Doug Ford’s New COVID-19 Budget Plans to Spend Nearly $100 Million Less On Long-Term Care
Ontario budgets $93 million less for long-term care than it did earlier this year in response to the pandemic
Despite an ongoing global pandemic and deadly outbreaks at long-term care homes across Ontario, Doug Ford is eyeing long-term care as one line-item where his government can save money.
According to Ontario’s newly released 2020 budget, Ford’s government is planning nearly $100 million less in spending on long-term care than it proposed in March.
The details were announced late Thursday in a budget that proposes $4.535 billion in “total” funding for long-term care.
While that amount may appear to be up from the government’s 2019 budget, which allocated $4.441 billion for long-term care spending, it is actually down from funding levels allocated by Finance Minister Rod Phillips at the beginning of the pandemic.
In his March 2020 fiscal and economic update, titled “responding to COVID-19,” Phillips announced the province planned to increase spending on long-term care to $4.628 billion.

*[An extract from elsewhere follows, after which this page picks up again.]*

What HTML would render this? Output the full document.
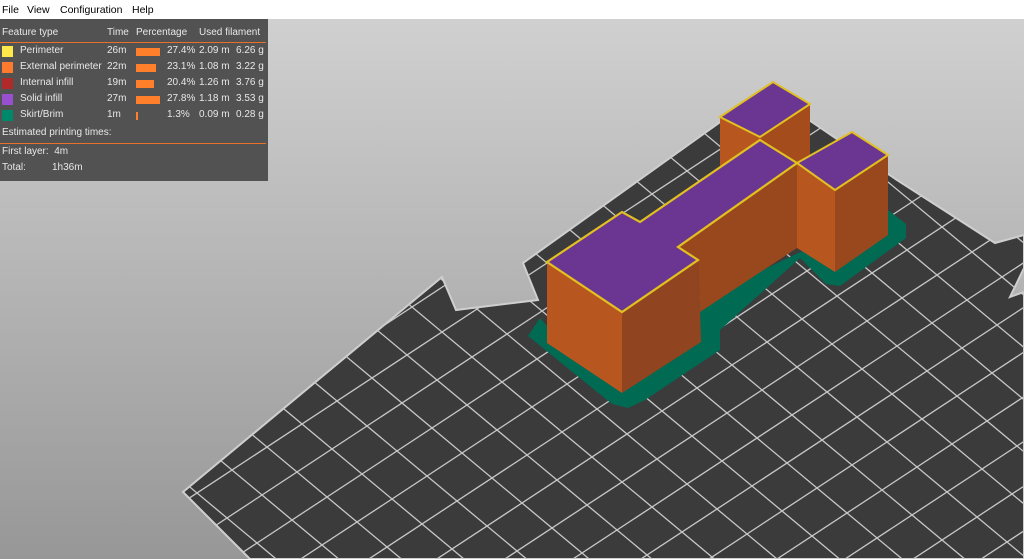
<!DOCTYPE html>
<html style="overflow:hidden"><head><meta charset="utf-8"><style>
*{margin:0;padding:0;box-sizing:border-box}
html,body{width:1024px;height:559px;overflow:hidden}
body{font-family:"Liberation Sans",sans-serif;position:relative;background:#aaa}
#menu{position:absolute;left:0;top:0;width:1024px;height:19px;background:#fff;font-size:10.5px;color:#000}
#menu span{position:absolute;top:4px}
#panel{position:absolute;left:0;top:19px;width:268px;height:162px;background:#525252;color:#e8e8e8;font-size:10px;overflow:hidden}
#panel div{position:absolute;white-space:nowrap}
.sw{width:11px;height:11px}
.bar{height:8px;background:#ff7f2a}
.hl{height:1px;background:#e8702a;left:0;width:266px}
</style></head><body>
<svg width="1024" height="559" viewBox="0 0 1024 559" style="position:absolute;left:0;top:0;overflow:hidden;display:block">
<defs>
<linearGradient id="bg" x1="0" y1="0" x2="0" y2="1">
<stop offset="0" stop-color="#d2d2d2"/><stop offset="1" stop-color="#979797"/></linearGradient>
<clipPath id="bc"><polygon points="183,492 442,277 456,310 538,300 523,263 765,90 897,180 995,243 1024,235 1024,268 1010,297 1024,292 1024,559 250,559"/></clipPath>
</defs>
<rect width="1024" height="559" fill="url(#bg)"/>
<polygon points="183,492 442,277 456,310 538,300 523,263 765,90 897,180 995,243 1024,235 1024,268 1010,297 1024,292 1024,559 250,559" fill="#3b3b3b" stroke="#cfcfcf" stroke-width="2"/>
<g id="grid" clip-path="url(#bc)" stroke="#c8c8c8" stroke-width="1.3"></g>
<polygon points="540,318 528,336 612,404 628,408 645,400 720,350 720,330 800,258 826,284 840,286 906,238 906,224 888,210 700,300 547,326" fill="#006a52"/>
<polygon points="720,117 773,82 810,104 810,165 760,160 720,168" fill="#a44c1c"/>
<polygon points="720,117 760,137 760,165 720,168" fill="#b8561f"/>
<polygon points="720,117 773,82 810,104 760,137" fill="#6a3691" stroke="#e2c020" stroke-width="2"/>
<polygon points="797,163 835,190 835,272 797,248" fill="#b8561f"/>
<polygon points="835,190 888,155 888,235 835,272" fill="#99481d"/>
<polygon points="797,163 852,132 888,155 835,190" fill="#6a3691" stroke="#e2c020" stroke-width="2"/>
<polygon points="678,247 797,163 797,248 700,312 698,260" fill="#99481d"/>
<polygon points="547,262 622,312 622,393 547,343" fill="#b8561f"/>
<polygon points="622,312 698,260 700,312 701,342 622,393" fill="#914420"/>
<polygon points="547,262 622,212 640,222 760,140 797,163 678,247 698,260 622,312" fill="#6a3691" stroke="#e2c020" stroke-width="2.2"/>
</svg>
<script>
(function(){var g=document.getElementById('grid'),s='';
var px=297,py=472,ux=35,uy=-23,vx=30,vy=25;
for(var k=-40;k<=40;k++){
 var ax=px+k*vx,ay=py+k*vy;
 s+='<line x1="'+(ax-40*ux)+'" y1="'+(ay-40*uy)+'" x2="'+(ax+40*ux)+'" y2="'+(ay+40*uy)+'"/>';
 var bx=px+k*ux,by=py+k*uy;
 s+='<line x1="'+(bx-40*vx)+'" y1="'+(by-40*vy)+'" x2="'+(bx+40*vx)+'" y2="'+(by+40*vy)+'"/>';
}
g.innerHTML=s;})();
</script>
<div id="menu"><span style="left:2px">File</span><span style="left:27px">View</span><span style="left:60px">Configuration</span><span style="left:132px">Help</span></div>
<div id="panel">
<div style="left:2px;top:8px">Feature type</div><div style="left:107px;top:8px">Time</div><div style="left:136px;top:8px">Percentage</div><div style="left:199px;top:8px">Used filament</div>
<div class="hl" style="top:23px"></div>
<div class="sw" style="left:2px;top:27px;background:#ffe84a"></div><div style="left:20px;top:26px">Perimeter</div><div style="left:107px;top:26px">26m</div><div class="bar" style="left:136px;top:29px;width:24px"></div><div style="left:167px;top:26px">27.4%</div><div style="left:199px;top:26px">2.09 m</div><div style="left:236px;top:26px">6.26 g</div>
<div class="sw" style="left:2px;top:43px;background:#ff7a2f"></div><div style="left:20px;top:42px">External perimeter</div><div style="left:107px;top:42px">22m</div><div class="bar" style="left:136px;top:45px;width:20px"></div><div style="left:167px;top:42px">23.1%</div><div style="left:199px;top:42px">1.08 m</div><div style="left:236px;top:42px">3.22 g</div>
<div class="sw" style="left:2px;top:59px;background:#b02a2a"></div><div style="left:20px;top:58px">Internal infill</div><div style="left:107px;top:58px">19m</div><div class="bar" style="left:136px;top:61px;width:18px"></div><div style="left:167px;top:58px">20.4%</div><div style="left:199px;top:58px">1.26 m</div><div style="left:236px;top:58px">3.76 g</div>
<div class="sw" style="left:2px;top:75px;background:#9950d0"></div><div style="left:20px;top:74px">Solid infill</div><div style="left:107px;top:74px">27m</div><div class="bar" style="left:136px;top:77px;width:24px"></div><div style="left:167px;top:74px">27.8%</div><div style="left:199px;top:74px">1.18 m</div><div style="left:236px;top:74px">3.53 g</div>
<div class="sw" style="left:2px;top:91px;background:#00886a"></div><div style="left:20px;top:90px">Skirt/Brim</div><div style="left:107px;top:90px">1m</div><div class="bar" style="left:136px;top:93px;width:2px"></div><div style="left:167px;top:90px">1.3%</div><div style="left:199px;top:90px">0.09 m</div><div style="left:236px;top:90px">0.28 g</div>
<div style="left:2px;top:108px">Estimated printing times:</div>
<div class="hl" style="top:124px"></div>
<div style="left:2px;top:127px">First layer:&nbsp; 4m</div>
<div style="left:2px;top:143px">Total:</div><div style="left:52px;top:143px">1h36m</div>
</div>
</body></html>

The difference between Phillip’s March 2020 pledge and November 2020 budget amounts to $93 million.
The new budget also includes revised figures showing the Ford government spent $18 million less on long-term care in 2019 than it originally planned to spend.
Despite this, Phillips suggested in a news release that Ford’s government is going above and beyond to keep people safe in long-term care homes.
“We are making available every necessary resource to keep people safe, including our loved ones in long-term care and our frontline health care heroes during the second wave and beyond,” Phillips is quoted saying in the news release .
Long-term care residents have seen the highest mortality rates throughout the COVID-19 pandemic.
In April, SEIU Healthcare and the Ontario Nurses Association secured orders against a number of private long-term care homes hard-hit by the pandemic where health workers say management did not adequately respond.
In a decision, the Ontario Labour Relations Board agreed private long-term care providers were not following workplace health and safety protocols, providing personal protective equipment or ensuring adequate staffing capacity.